> _Given problem_: Locate every line in the records below that holds the word "React" and return each one.

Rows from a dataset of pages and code
— START —

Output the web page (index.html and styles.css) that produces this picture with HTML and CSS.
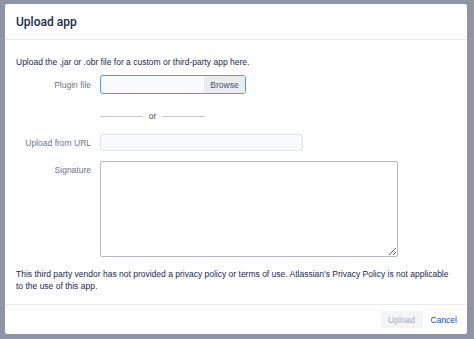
FILE: index.html
```html
<!DOCTYPE html>
<html>
<head>
<meta charset="utf-8">
<link rel="stylesheet" href="styles.css">
</head>
<body>
<div class="dialog">
  <div class="header"><h1 class="title">Upload app</h1></div>
  <div class="body">
    <p class="intro">Upload the .jar or .obr file for a custom or third-party app here.</p>
    <div class="form">
      <label class="label label-mid">Plugin file</label>
      <div class="file-input"><span class="file-path"></span><span class="browse">Browse</span></div>
      <div></div>
      <div class="or"><span class="or-line"></span><span class="or-text">or</span><span class="or-line"></span></div>
      <label class="label label-mid">Upload from URL</label>
      <div class="url-input"></div>
      <label class="label label-top">Signature</label>
      <textarea class="signature"></textarea>
    </div>
    <p class="note">This third party vendor has not provided a privacy policy or terms of use. Atlassian's Privacy Policy is not applicable to the use of this app.</p>
  </div>
  <div class="footer">
    <button class="btn btn-disabled">Upload</button>
    <button class="btn btn-link">Cancel</button>
  </div>
</div>
</body>
</html>
```

FILE: styles.css
```css
html, body {
  margin: 0;
  padding: 0;
  height: 100%;
}
body {
  background: #8d94a6;
  font-family: "Liberation Sans", Arial, sans-serif;
  color: #172b4d;
  overflow: hidden;
}
.dialog {
  margin: 4px 0 0 5px;
  width: 462px;
  height: 330px;
  background: #ffffff;
  border-radius: 2px;
  display: flex;
  flex-direction: column;
  box-sizing: border-box;
}
.header {
  height: 35px;
  border-bottom: 1px solid #ebecf0;
  display: flex;
  align-items: center;
  padding: 0 11px;
}
.title {
  margin: 0;
  font-family: Roboto, "Liberation Sans", sans-serif;
  font-size: 12px;
  font-weight: 500;
  color: #172b4d;
}
.body {
  flex: 1;
  padding: 16px 11px 0 11px;
}
.intro {
  margin: 0;
  font-size: 8.5px;
  line-height: 12px;
  color: #172b4d;
}
.form {
  display: grid;
  grid-template-columns: 75px 1fr;
  column-gap: 9px;
  margin-top: 7px;
  align-items: center;
}
.label {
  font-size: 8.5px;
  color: #6b778c;
  text-align: right;
  line-height: 12px;
}
.label-top {
  align-self: start;
  padding-top: 3px;
}
.file-input {
  width: 146px;
  height: 19px;
  box-sizing: border-box;
  border: 1.5px solid #4c9aff;
  border-radius: 3px;
  display: flex;
  overflow: hidden;
  background: #fafbfc;
}
.file-path {
  flex: 1;
}
.browse {
  width: 41px;
  background: #ebecf0;
  font-size: 8.5px;
  color: #42526e;
  display: flex;
  align-items: center;
  justify-content: center;
}
.or {
  grid-column: 2;
  display: flex;
  align-items: center;
  width: 105px;
  height: 12px;
  margin-top: 16px;
}
.or-line {
  flex: 1;
  height: 1px;
  background: #c1c7d0;
}
.or-text {
  font-size: 8.5px;
  color: #42526e;
  padding: 0 6px;
}
.url-input {
  width: 203px;
  height: 17px;
  box-sizing: border-box;
  border: 1px solid #dfe1e6;
  border-radius: 3px;
  background: #fafbfc;
  margin-top: 12px;
}
.form > .label:nth-of-type(2) {
  margin-top: 12px;
}
.signature {
  width: 298px;
  height: 96px;
  box-sizing: border-box;
  border: 1px solid #b3bac5;
  border-radius: 2px;
  margin: 10px 0 0 0;
  padding: 0;
  display: block;
  resize: both;
}
.form > .label-top {
  margin-top: 10px;
}
.note {
  margin: 11px 0 0 0;
  font-size: 8.5px;
  line-height: 12px;
  color: #172b4d;
}
.footer {
  height: 29px;
  border-top: 1px solid #ebecf0;
  display: flex;
  align-items: center;
  justify-content: flex-end;
  padding: 0 10px 0 11px;
  gap: 8px;
}
.btn {
  font-family: inherit;
  font-size: 8.5px;
  border: none;
  border-radius: 2px;
  height: 17px;
  padding: 0 7px;
  margin: 0;
}
.btn-disabled {
  background: #f4f5f7;
  color: #a5adba;
  width: 42px;
}
.btn-link {
  background: transparent;
  color: #0052cc;
  padding: 0;
}
```
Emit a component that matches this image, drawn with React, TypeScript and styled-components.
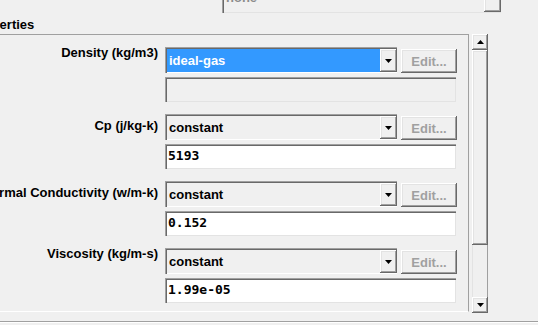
import React from 'react';
import styled, { createGlobalStyle, css } from 'styled-components';

const GlobalStyle = createGlobalStyle`
  html, body {
    margin: 0;
    padding: 0;
    background: #f0f0f0;
    overflow: hidden;
  }
  body {
    font-family: 'Liberation Sans', Arial, sans-serif;
  }
`;

const raised = css`
  background: #f0f0f0;
  box-shadow: inset -1px -1px #696969, inset 1px 1px #ffffff, inset -2px -2px #a0a0a0,
    inset 2px 2px #e3e3e3;
`;

const properties = [
  { label: 'Density (kg/m3)', method: 'ideal-gas', value: '', selected: true, labelShift: -1 },
  { label: 'Cp (j/kg-k)', method: 'constant', value: '5193', selected: false, labelShift: 5 },
  { label: 'Thermal Conductivity (w/m-k)', method: 'constant', value: '0.152', selected: false, labelShift: 5 },
  { label: 'Viscosity (kg/m-s)', method: 'constant', value: '1.99e-05', selected: false, labelShift: -1 },
];

const Arrow = ({ up = false, color = '#000' }: { up?: boolean; color?: string }) => (
  <svg width='7' height='4' viewBox='0 0 7 4'>
    <polygon points={up ? '0,4 7,4 3.5,0' : '0,0 7,0 3.5,4'} fill={color} />
  </svg>
);

const App = () => {
  return (
    <Page>
      <GlobalStyle />
      <TopStrip>
        <NoneCombo>
          <NoneText>none</NoneText>
          <DropButton>
            <Arrow color='#a0a0a0' />
          </DropButton>
        </NoneCombo>
      </TopStrip>
      <Heading>
        <HeadingText>Properties</HeadingText>
      </Heading>
      <PanelRow>
        <Content>
          {properties.map((p) => (
            <PropBlock key={p.label}>
              <Label $shift={p.labelShift}>{p.label}</Label>
              <ComboLine>
                <Combo>
                  <ComboValue $selected={p.selected}>{p.method}</ComboValue>
                  <DropButton>
                    <Arrow />
                  </DropButton>
                </Combo>
                <EditButton>Edit...</EditButton>
              </ComboLine>
              <TextBox $disabled={p.value === ''}>{p.value}</TextBox>
            </PropBlock>
          ))}
        </Content>
        <ScrollBar>
          <ScrollButton>
            <Arrow up />
          </ScrollButton>
          <Thumb />
          <Track />
          <ScrollButton>
            <Arrow />
          </ScrollButton>
        </ScrollBar>
      </PanelRow>
      <Footer />
    </Page>
  );
};

const Page = styled.div`
  width: 538px;
  height: 325px;
  overflow: hidden;
  display: flex;
  flex-direction: column;
`;

const TopStrip = styled.div`
  height: 13px;
  flex-shrink: 0;
  display: flex;
  align-items: flex-end;
  padding-left: 222px;
  overflow: hidden;
`;

const NoneCombo = styled.div`
  width: 279px;
  height: 32px;
  flex-shrink: 0;
  box-sizing: border-box;
  display: flex;
  padding: 2px 0 1px 2px;
  box-shadow: inset 1px 1px #a0a0a0, inset 2px 2px #696969, inset 0 -1px #e3e3e3;
`;

const NoneText = styled.div`
  flex: 1;
  display: flex;
  align-items: center;
  padding-left: 2px;
  font-size: 13px;
  font-weight: bold;
  color: #8c8c8c;
`;

const Heading = styled.div`
  height: 21px;
  flex-shrink: 0;
  box-sizing: border-box;
  padding-top: 2px;
`;

const HeadingText = styled.div`
  margin-left: -30px;
  font-size: 13px;
  font-weight: bold;
  line-height: 19px;
  white-space: nowrap;
`;

const PanelRow = styled.div`
  display: flex;
  align-items: flex-start;
  height: 279px;
  flex-shrink: 0;
`;

const Content = styled.div`
  width: 469px;
  height: 278px;
  box-sizing: border-box;
  border-top: 1px solid #a0a0a0;
  border-right: 1px solid #a0a0a0;
  border-bottom: 1px solid #ffffff;
  padding-top: 12px;
  overflow: hidden;
`;

const PropBlock = styled.div`
  display: grid;
  grid-template-columns: 158px 292px;
  column-gap: 7px;
  row-gap: 4px;
  margin-bottom: 12px;
`;

const Label = styled.div<{ $shift: number }>`
  grid-row: 1;
  grid-column: 1;
  display: flex;
  justify-content: flex-end;
  margin-top: ${({ $shift }) => $shift}px;
  font-size: 13px;
  font-weight: bold;
  line-height: 13px;
  white-space: nowrap;
  color: #000;
`;

const ComboLine = styled.div`
  grid-row: 1;
  grid-column: 2;
  display: flex;
  gap: 4px;
`;

const Combo = styled.div`
  width: 232px;
  height: 26px;
  box-sizing: border-box;
  display: flex;
  padding: 2px 0 1px 2px;
  background: #f0f0f0;
  box-shadow: inset 1px 1px #a0a0a0, inset 2px 2px #696969, inset 0 -1px #ffffff;
`;

const ComboValue = styled.div<{ $selected: boolean }>`
  flex: 1;
  display: flex;
  align-items: center;
  padding-left: 2px;
  font-size: 13px;
  font-weight: bold;
  background: ${({ $selected }) => ($selected ? '#3399ff' : 'transparent')};
  color: ${({ $selected }) => ($selected ? '#ffffff' : '#000000')};
`;

const DropButton = styled.div`
  width: 17px;
  flex-shrink: 0;
  display: flex;
  align-items: center;
  justify-content: center;
  ${raised}
`;

const EditButton = styled.div`
  width: 56px;
  height: 24px;
  margin-top: 2px;
  display: flex;
  align-items: center;
  justify-content: center;
  font-size: 13px;
  font-weight: bold;
  color: #a0a0a0;
  ${raised}
`;

const TextBox = styled.div<{ $disabled: boolean }>`
  grid-row: 2;
  grid-column: 2;
  width: 291px;
  height: 25px;
  box-sizing: border-box;
  display: flex;
  align-items: center;
  padding: 0 0 2px 3px;
  font-family: 'DejaVu Sans Mono', 'Liberation Mono', monospace;
  font-size: 13px;
  font-weight: bold;
  color: #000;
  background: ${({ $disabled }) => ($disabled ? '#f0f0f0' : '#ffffff')};
  box-shadow: inset 1px 1px #a0a0a0, inset 2px 2px #696969, inset -1px -1px #e3e3e3;
`;

const ScrollBar = styled.div`
  width: 16px;
  height: 279px;
  margin-left: 3px;
  display: flex;
  flex-direction: column;
  background: #f0f0f0;
  box-shadow: inset 1px 0 #e3e3e3, inset -1px 0 #a0a0a0;
`;

const ScrollButton = styled.div`
  height: 16px;
  display: flex;
  align-items: center;
  justify-content: center;
  ${raised}
`;

const Thumb = styled.div`
  height: 195px;
  ${raised}
`;

const Track = styled.div`
  flex: 1;
`;

const Footer = styled.div`
  margin-top: 8px;
  border-top: 1px solid #a0a0a0;
  box-shadow: inset 0 1px #ffffff;
  flex: 1;
`;

export default App;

— END —

> _Answer below_:
Emit a component that matches this image, drawn with React, TypeScript and styled-components.
import React from 'react';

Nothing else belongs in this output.